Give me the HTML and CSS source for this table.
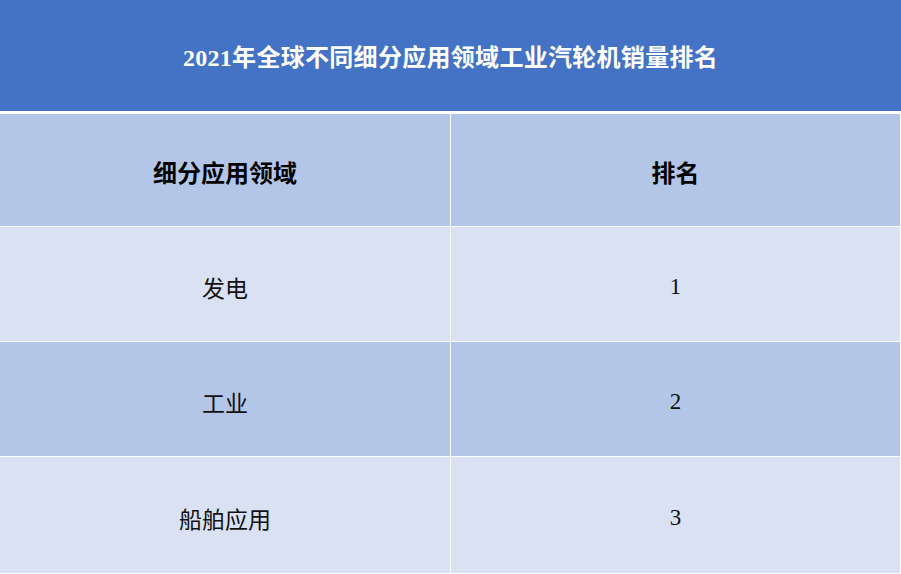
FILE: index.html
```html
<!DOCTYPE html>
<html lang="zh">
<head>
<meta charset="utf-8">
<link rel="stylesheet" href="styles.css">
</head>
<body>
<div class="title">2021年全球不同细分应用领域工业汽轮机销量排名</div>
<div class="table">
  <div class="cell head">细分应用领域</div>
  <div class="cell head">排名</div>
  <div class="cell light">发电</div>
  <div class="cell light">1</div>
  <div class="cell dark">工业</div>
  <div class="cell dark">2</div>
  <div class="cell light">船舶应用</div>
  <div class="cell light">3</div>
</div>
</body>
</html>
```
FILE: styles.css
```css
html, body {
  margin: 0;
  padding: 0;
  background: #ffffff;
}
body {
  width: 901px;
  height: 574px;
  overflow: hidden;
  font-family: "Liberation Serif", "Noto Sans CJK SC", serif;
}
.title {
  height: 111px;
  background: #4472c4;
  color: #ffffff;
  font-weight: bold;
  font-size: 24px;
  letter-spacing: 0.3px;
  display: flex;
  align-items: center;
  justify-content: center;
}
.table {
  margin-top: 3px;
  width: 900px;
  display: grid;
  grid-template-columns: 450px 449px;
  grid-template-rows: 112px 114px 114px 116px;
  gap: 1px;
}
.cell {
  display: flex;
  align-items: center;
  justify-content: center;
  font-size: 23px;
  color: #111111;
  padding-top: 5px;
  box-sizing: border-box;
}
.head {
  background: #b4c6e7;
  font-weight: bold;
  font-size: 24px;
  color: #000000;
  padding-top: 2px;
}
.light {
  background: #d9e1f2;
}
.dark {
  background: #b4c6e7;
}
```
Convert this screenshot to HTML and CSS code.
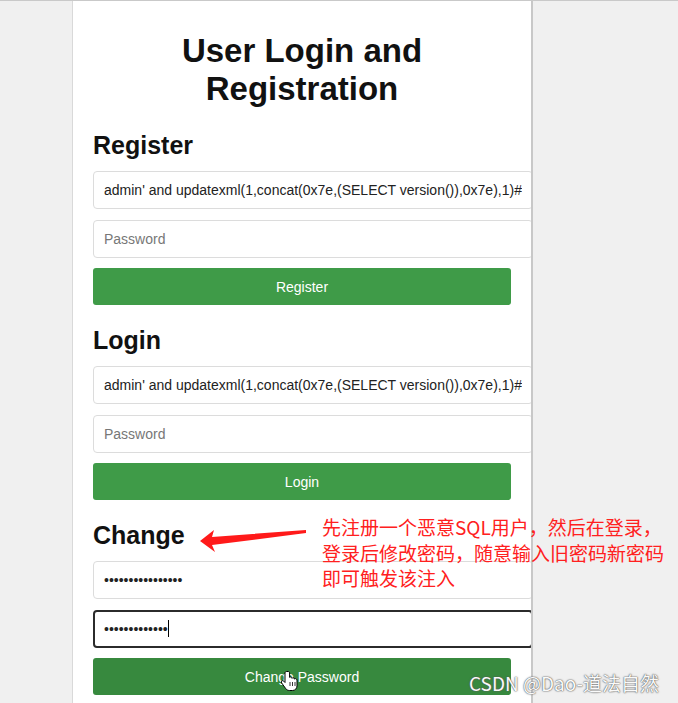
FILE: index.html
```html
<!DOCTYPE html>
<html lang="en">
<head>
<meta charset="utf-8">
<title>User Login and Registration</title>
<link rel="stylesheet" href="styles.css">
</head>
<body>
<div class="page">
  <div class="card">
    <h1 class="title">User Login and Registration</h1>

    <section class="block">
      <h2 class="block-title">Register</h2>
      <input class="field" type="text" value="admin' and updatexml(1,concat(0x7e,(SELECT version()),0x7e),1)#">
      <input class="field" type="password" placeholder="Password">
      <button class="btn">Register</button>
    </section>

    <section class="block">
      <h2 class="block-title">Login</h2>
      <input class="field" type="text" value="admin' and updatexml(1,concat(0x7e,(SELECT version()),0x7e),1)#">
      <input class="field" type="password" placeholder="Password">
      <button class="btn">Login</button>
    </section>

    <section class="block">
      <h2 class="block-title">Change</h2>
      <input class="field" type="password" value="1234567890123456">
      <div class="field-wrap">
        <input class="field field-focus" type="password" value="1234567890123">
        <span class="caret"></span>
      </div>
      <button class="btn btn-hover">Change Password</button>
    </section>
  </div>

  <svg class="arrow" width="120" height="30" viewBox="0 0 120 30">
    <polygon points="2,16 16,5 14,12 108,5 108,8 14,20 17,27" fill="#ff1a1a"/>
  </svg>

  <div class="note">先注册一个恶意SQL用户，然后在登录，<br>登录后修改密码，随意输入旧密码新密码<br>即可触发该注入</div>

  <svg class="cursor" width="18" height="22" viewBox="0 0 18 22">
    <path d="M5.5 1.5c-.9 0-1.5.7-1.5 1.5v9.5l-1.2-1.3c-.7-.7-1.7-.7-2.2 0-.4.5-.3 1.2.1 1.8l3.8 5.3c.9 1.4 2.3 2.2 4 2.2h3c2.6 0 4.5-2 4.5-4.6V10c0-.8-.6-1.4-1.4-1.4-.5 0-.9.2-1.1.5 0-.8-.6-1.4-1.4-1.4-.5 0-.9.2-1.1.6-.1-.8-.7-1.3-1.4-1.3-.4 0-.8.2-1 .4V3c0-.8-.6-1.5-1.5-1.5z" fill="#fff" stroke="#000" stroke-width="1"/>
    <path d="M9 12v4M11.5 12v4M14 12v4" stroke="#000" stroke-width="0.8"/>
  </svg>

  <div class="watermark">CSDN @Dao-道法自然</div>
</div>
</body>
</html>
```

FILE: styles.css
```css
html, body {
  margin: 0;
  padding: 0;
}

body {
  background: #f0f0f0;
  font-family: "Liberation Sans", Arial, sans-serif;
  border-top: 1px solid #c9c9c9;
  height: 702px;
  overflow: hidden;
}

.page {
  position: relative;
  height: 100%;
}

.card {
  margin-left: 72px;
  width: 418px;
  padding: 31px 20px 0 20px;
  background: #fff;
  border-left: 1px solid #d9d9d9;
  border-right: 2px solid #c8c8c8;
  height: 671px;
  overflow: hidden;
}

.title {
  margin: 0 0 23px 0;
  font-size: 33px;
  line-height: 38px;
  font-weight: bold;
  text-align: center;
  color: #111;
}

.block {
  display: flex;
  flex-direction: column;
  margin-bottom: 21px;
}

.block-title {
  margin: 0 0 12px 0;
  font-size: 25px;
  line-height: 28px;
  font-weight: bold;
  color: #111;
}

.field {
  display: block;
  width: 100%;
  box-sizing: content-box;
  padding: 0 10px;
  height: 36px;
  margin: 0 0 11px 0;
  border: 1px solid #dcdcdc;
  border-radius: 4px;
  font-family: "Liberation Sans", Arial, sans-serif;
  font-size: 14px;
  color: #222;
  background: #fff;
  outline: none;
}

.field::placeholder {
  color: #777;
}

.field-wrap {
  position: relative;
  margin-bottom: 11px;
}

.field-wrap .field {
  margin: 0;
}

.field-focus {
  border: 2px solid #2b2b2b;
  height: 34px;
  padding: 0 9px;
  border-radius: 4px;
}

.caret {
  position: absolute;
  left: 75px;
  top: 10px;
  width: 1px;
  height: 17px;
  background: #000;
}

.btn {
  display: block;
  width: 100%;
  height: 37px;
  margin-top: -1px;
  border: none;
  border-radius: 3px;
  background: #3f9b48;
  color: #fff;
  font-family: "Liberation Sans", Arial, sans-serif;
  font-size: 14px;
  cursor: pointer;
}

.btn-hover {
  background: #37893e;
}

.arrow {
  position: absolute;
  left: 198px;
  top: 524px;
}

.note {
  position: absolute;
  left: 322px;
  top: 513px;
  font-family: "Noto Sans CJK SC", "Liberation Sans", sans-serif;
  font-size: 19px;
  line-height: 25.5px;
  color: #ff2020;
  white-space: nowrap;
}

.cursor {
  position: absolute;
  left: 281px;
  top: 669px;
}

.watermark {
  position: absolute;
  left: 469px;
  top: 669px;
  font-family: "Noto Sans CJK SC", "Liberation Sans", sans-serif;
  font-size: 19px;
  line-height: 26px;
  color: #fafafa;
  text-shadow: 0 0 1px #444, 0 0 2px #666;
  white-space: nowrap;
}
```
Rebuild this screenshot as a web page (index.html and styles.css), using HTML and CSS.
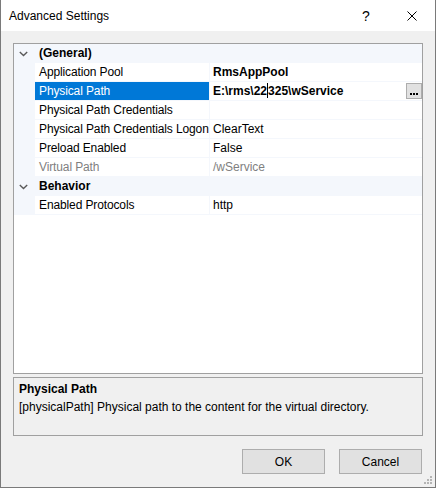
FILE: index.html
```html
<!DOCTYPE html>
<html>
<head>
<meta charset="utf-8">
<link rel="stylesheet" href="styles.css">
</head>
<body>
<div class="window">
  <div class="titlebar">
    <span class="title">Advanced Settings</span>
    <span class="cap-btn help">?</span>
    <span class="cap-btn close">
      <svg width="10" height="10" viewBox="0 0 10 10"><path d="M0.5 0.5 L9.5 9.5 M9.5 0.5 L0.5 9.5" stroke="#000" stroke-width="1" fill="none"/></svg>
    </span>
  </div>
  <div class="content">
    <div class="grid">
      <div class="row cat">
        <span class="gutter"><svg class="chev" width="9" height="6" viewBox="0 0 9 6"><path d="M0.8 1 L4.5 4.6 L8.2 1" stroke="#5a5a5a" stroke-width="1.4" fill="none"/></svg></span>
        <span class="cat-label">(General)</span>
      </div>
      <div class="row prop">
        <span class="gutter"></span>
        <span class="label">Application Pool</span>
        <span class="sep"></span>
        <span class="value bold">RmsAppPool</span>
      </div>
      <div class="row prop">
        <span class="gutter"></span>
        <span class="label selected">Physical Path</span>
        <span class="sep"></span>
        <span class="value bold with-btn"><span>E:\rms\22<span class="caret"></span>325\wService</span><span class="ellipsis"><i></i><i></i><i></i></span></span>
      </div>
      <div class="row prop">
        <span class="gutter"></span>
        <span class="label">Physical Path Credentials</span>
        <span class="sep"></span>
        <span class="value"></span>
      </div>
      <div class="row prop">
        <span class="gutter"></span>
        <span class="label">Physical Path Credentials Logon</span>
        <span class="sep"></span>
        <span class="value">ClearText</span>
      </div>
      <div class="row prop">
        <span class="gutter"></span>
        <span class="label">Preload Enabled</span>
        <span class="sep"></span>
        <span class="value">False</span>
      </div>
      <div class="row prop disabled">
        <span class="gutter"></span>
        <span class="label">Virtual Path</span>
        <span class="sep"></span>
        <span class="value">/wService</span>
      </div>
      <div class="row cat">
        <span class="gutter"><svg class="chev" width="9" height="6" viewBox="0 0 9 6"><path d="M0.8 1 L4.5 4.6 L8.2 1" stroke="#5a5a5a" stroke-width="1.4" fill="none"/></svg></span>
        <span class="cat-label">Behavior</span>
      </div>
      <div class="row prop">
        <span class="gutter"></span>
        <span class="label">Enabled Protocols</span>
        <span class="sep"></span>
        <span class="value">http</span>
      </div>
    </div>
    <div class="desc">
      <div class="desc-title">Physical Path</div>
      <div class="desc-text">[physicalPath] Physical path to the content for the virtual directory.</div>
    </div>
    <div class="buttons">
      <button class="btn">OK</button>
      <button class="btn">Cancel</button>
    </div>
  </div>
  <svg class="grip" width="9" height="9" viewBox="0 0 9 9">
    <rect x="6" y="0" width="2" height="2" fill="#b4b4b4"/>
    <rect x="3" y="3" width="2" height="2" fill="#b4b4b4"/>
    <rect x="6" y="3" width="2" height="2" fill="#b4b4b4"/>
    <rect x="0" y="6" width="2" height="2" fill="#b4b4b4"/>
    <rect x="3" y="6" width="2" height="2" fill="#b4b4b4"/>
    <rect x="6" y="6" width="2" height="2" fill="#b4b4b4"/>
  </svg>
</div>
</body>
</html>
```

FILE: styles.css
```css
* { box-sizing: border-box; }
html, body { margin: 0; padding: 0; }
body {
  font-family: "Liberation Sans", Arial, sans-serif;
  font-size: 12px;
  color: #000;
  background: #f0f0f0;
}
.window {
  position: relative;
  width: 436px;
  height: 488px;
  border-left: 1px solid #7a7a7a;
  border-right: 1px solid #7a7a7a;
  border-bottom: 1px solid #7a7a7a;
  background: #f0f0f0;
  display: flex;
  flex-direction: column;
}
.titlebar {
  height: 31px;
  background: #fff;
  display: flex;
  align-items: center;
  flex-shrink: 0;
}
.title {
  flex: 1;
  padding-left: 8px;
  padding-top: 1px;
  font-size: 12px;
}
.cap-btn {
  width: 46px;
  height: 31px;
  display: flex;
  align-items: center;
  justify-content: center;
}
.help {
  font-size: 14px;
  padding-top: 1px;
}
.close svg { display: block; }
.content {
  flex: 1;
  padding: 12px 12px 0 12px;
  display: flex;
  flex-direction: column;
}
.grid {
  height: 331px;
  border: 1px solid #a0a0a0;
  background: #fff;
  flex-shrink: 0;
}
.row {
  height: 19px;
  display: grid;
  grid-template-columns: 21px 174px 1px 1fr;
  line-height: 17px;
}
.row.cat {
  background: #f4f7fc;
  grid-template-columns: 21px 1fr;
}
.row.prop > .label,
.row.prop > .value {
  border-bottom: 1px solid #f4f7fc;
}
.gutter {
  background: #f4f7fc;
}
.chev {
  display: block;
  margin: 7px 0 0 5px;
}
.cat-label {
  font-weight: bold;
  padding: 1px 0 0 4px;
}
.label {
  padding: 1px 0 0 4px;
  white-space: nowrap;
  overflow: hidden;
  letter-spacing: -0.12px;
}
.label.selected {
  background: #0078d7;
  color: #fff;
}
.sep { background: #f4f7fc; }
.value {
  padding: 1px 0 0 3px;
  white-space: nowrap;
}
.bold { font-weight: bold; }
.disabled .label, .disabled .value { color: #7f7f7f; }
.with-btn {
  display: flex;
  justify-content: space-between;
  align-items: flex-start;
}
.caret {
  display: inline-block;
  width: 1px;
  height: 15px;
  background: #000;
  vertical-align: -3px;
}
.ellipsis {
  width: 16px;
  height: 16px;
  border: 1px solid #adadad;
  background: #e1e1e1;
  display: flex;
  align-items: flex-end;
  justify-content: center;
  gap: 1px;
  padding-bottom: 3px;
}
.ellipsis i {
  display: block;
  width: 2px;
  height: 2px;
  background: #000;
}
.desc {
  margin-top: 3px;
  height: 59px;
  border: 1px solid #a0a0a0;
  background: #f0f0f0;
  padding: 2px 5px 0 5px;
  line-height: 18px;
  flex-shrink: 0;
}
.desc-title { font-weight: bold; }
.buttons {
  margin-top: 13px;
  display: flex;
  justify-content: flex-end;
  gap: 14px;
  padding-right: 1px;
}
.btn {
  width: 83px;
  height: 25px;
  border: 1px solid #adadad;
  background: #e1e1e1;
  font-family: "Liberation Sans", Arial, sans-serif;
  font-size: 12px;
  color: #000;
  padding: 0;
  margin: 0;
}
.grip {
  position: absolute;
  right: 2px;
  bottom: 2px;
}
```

# # # #

WHAT IS NEEDED: Copy out every line of the data that includes the word "screenshot".

FINAL RESULT:
Convert this screenshot to HTML and CSS code.
Rebuild this screenshot as a web page (index.html and styles.css), using HTML and CSS.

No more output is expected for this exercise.